Everything from the first line of the data through the line with "string; v?: string;" is to be echoed exactly, minus the pictures.

Rows from a dataset of pages and code
◇ ◇ ◇

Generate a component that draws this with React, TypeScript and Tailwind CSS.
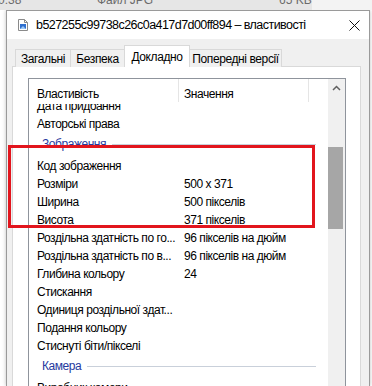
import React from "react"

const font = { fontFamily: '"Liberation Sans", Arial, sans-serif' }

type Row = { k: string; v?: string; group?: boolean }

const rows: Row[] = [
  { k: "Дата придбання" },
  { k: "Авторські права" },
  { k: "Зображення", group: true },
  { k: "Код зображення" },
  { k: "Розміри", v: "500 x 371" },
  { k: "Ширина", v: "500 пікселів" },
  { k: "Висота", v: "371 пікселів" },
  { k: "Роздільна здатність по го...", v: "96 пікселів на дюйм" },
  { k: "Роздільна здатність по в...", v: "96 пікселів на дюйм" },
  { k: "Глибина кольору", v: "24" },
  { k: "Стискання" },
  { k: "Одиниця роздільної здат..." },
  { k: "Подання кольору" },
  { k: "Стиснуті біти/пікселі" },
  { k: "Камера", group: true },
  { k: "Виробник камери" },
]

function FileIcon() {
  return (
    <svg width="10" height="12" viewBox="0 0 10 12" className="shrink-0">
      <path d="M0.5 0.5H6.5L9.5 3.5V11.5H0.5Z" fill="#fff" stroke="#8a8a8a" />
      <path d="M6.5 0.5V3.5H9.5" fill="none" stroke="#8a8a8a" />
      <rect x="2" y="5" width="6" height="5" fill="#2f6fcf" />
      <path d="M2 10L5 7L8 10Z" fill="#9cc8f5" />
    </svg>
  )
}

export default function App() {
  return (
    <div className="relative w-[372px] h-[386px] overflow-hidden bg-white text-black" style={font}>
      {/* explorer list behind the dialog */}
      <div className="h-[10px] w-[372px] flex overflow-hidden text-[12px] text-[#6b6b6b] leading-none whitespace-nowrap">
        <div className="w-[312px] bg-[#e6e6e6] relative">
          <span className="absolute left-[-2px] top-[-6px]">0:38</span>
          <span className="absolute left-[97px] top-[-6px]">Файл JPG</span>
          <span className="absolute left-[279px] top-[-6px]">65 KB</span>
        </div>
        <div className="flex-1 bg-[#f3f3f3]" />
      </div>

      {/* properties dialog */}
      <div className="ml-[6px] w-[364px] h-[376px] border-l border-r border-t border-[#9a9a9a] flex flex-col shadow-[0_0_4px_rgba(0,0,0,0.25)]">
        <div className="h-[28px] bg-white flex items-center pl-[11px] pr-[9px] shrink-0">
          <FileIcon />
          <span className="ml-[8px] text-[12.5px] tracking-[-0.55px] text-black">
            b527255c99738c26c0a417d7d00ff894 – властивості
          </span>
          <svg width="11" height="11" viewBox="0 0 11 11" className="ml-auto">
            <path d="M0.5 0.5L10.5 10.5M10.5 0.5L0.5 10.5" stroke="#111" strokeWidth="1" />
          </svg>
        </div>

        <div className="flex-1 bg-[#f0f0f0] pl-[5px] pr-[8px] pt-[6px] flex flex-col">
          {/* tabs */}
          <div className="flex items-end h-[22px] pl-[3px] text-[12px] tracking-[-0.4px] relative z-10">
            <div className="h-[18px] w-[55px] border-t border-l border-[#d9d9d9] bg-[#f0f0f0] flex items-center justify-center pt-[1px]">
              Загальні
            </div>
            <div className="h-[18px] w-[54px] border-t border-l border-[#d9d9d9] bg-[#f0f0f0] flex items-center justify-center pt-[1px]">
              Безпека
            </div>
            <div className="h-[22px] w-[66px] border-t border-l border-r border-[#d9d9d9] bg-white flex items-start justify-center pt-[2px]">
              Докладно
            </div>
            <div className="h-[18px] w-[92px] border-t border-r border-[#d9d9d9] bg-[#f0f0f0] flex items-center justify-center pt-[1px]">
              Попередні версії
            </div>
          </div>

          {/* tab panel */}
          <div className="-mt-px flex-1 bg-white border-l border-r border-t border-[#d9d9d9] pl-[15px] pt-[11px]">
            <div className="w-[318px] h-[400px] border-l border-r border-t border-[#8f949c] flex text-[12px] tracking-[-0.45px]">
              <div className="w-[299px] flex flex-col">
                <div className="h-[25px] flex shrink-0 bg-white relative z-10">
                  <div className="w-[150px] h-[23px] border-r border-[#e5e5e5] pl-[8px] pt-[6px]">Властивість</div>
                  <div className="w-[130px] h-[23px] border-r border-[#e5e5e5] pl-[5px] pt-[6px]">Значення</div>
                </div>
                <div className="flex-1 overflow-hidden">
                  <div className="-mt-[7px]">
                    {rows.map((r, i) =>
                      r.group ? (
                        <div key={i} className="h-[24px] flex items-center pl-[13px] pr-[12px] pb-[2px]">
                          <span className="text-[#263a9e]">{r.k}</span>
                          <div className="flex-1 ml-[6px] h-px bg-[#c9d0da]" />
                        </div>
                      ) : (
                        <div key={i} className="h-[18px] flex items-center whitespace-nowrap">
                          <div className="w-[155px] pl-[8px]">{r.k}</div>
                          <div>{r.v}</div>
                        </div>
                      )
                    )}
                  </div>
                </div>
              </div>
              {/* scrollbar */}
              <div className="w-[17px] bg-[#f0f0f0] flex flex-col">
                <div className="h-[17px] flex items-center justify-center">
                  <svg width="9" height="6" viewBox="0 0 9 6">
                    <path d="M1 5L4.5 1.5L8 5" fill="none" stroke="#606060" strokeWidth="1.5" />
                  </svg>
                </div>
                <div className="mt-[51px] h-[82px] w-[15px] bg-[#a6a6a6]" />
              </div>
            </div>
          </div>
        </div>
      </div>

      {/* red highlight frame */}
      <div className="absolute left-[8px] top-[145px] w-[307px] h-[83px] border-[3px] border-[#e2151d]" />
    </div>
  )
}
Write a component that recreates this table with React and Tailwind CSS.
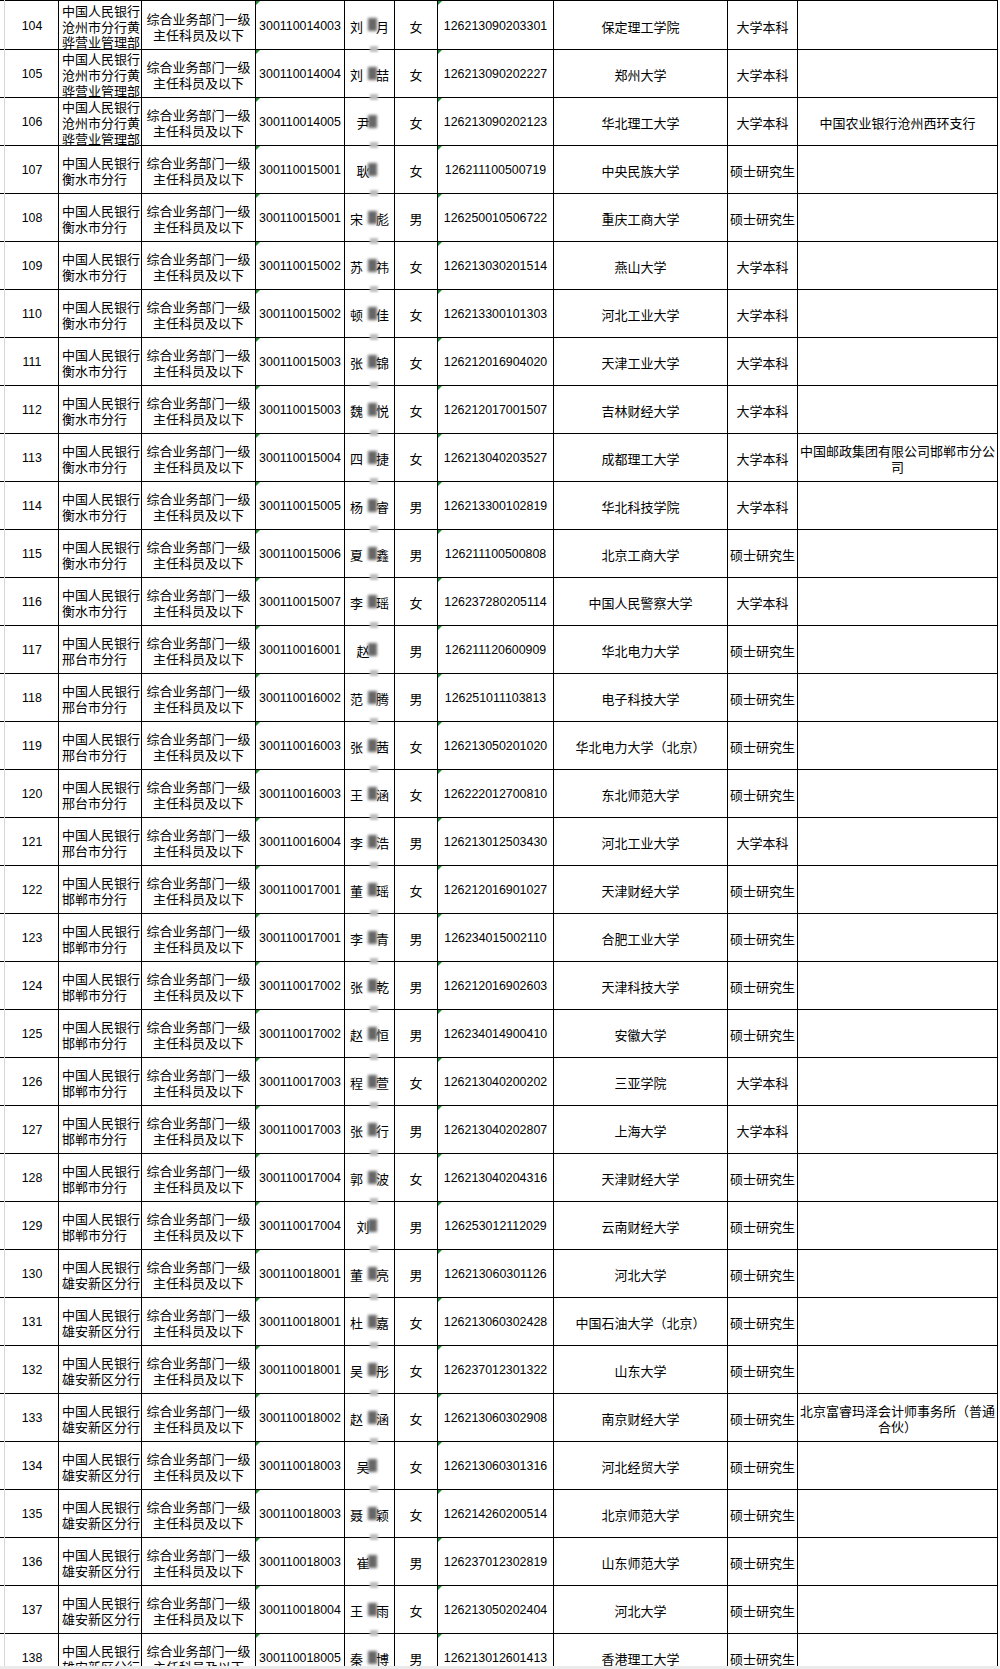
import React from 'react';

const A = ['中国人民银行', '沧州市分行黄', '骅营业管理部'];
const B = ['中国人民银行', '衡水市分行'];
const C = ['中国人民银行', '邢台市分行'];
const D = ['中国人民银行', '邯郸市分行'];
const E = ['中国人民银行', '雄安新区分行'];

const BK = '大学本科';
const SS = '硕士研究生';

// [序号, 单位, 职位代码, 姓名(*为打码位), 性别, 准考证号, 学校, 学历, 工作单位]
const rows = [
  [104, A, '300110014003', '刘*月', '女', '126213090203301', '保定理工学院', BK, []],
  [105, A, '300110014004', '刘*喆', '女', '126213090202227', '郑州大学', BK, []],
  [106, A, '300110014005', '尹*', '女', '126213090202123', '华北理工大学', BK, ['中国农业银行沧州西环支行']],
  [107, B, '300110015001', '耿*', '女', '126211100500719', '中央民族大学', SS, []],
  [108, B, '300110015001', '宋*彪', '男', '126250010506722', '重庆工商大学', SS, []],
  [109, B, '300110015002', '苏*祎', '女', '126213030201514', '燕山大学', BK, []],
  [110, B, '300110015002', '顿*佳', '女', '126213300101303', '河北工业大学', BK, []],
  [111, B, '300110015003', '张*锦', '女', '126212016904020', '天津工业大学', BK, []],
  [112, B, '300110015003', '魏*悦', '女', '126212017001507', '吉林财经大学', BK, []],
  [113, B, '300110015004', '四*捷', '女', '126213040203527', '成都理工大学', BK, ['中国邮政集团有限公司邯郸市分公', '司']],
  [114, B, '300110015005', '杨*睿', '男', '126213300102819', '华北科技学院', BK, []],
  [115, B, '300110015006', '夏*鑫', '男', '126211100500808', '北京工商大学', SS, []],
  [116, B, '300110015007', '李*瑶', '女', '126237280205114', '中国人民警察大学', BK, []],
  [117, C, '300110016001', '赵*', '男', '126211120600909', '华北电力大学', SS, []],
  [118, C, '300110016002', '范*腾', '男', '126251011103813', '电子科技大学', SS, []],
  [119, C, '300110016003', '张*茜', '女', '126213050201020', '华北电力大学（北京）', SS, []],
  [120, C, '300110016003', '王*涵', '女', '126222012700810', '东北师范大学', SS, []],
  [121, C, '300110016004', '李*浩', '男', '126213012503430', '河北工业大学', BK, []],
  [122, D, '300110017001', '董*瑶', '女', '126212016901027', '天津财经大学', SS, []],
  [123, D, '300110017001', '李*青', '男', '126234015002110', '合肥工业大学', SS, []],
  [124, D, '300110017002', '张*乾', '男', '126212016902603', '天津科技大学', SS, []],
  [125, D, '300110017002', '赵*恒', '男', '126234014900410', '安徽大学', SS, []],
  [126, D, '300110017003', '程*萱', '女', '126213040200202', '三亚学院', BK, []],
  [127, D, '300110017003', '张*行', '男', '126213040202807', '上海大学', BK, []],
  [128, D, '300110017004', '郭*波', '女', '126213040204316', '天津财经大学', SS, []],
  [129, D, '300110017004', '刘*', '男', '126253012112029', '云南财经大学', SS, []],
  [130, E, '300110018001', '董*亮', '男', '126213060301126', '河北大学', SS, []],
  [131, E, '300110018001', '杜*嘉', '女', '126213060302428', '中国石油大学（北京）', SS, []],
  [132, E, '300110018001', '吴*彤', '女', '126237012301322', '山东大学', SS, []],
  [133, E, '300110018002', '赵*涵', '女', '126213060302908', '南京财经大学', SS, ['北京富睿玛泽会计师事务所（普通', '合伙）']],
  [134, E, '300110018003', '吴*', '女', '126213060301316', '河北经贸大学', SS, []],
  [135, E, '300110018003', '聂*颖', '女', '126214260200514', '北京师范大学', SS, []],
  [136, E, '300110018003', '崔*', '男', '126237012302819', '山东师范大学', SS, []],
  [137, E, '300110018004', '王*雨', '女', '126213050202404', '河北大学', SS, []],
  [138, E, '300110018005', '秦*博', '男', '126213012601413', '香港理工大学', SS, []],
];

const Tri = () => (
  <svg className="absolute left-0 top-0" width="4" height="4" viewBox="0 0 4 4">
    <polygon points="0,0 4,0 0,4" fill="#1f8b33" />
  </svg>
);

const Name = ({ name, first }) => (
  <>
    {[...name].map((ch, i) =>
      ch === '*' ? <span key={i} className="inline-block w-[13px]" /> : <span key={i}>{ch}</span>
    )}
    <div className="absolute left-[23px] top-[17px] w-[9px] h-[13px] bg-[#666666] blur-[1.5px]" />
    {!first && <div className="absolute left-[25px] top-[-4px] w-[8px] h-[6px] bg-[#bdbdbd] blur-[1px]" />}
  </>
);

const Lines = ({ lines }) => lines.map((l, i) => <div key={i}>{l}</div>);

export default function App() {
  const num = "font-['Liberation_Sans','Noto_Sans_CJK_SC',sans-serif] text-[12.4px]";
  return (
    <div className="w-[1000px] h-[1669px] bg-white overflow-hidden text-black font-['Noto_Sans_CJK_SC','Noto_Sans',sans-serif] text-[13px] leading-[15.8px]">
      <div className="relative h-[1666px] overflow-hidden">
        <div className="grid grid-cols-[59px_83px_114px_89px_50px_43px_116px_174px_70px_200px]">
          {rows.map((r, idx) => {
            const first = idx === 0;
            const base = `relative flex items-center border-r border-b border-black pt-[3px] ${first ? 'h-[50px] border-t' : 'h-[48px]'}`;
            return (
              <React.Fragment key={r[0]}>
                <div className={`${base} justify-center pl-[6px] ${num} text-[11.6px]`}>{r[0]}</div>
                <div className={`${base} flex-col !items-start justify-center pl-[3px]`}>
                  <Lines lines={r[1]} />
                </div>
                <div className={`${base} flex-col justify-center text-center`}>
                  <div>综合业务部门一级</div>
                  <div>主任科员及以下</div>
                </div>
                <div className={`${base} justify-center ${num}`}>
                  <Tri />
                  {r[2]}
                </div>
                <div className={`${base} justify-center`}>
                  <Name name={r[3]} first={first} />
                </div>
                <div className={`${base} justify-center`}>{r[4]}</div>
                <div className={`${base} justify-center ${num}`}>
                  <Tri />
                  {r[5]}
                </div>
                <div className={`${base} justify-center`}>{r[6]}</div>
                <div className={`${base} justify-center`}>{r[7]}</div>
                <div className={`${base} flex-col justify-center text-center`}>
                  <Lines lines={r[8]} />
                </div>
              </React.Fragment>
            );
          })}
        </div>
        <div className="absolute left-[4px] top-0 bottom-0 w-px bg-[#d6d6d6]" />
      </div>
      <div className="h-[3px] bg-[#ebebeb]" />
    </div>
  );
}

◇ ◇ ◇

• _THE SOLUTION_
Generate a component that draws this with React, TypeScript and Tailwind CSS.
import React from "react"

const font = { fontFamily: '"Liberation Sans", Arial, sans-serif' }

type Row = { k: string; v?: string; group?: boolean }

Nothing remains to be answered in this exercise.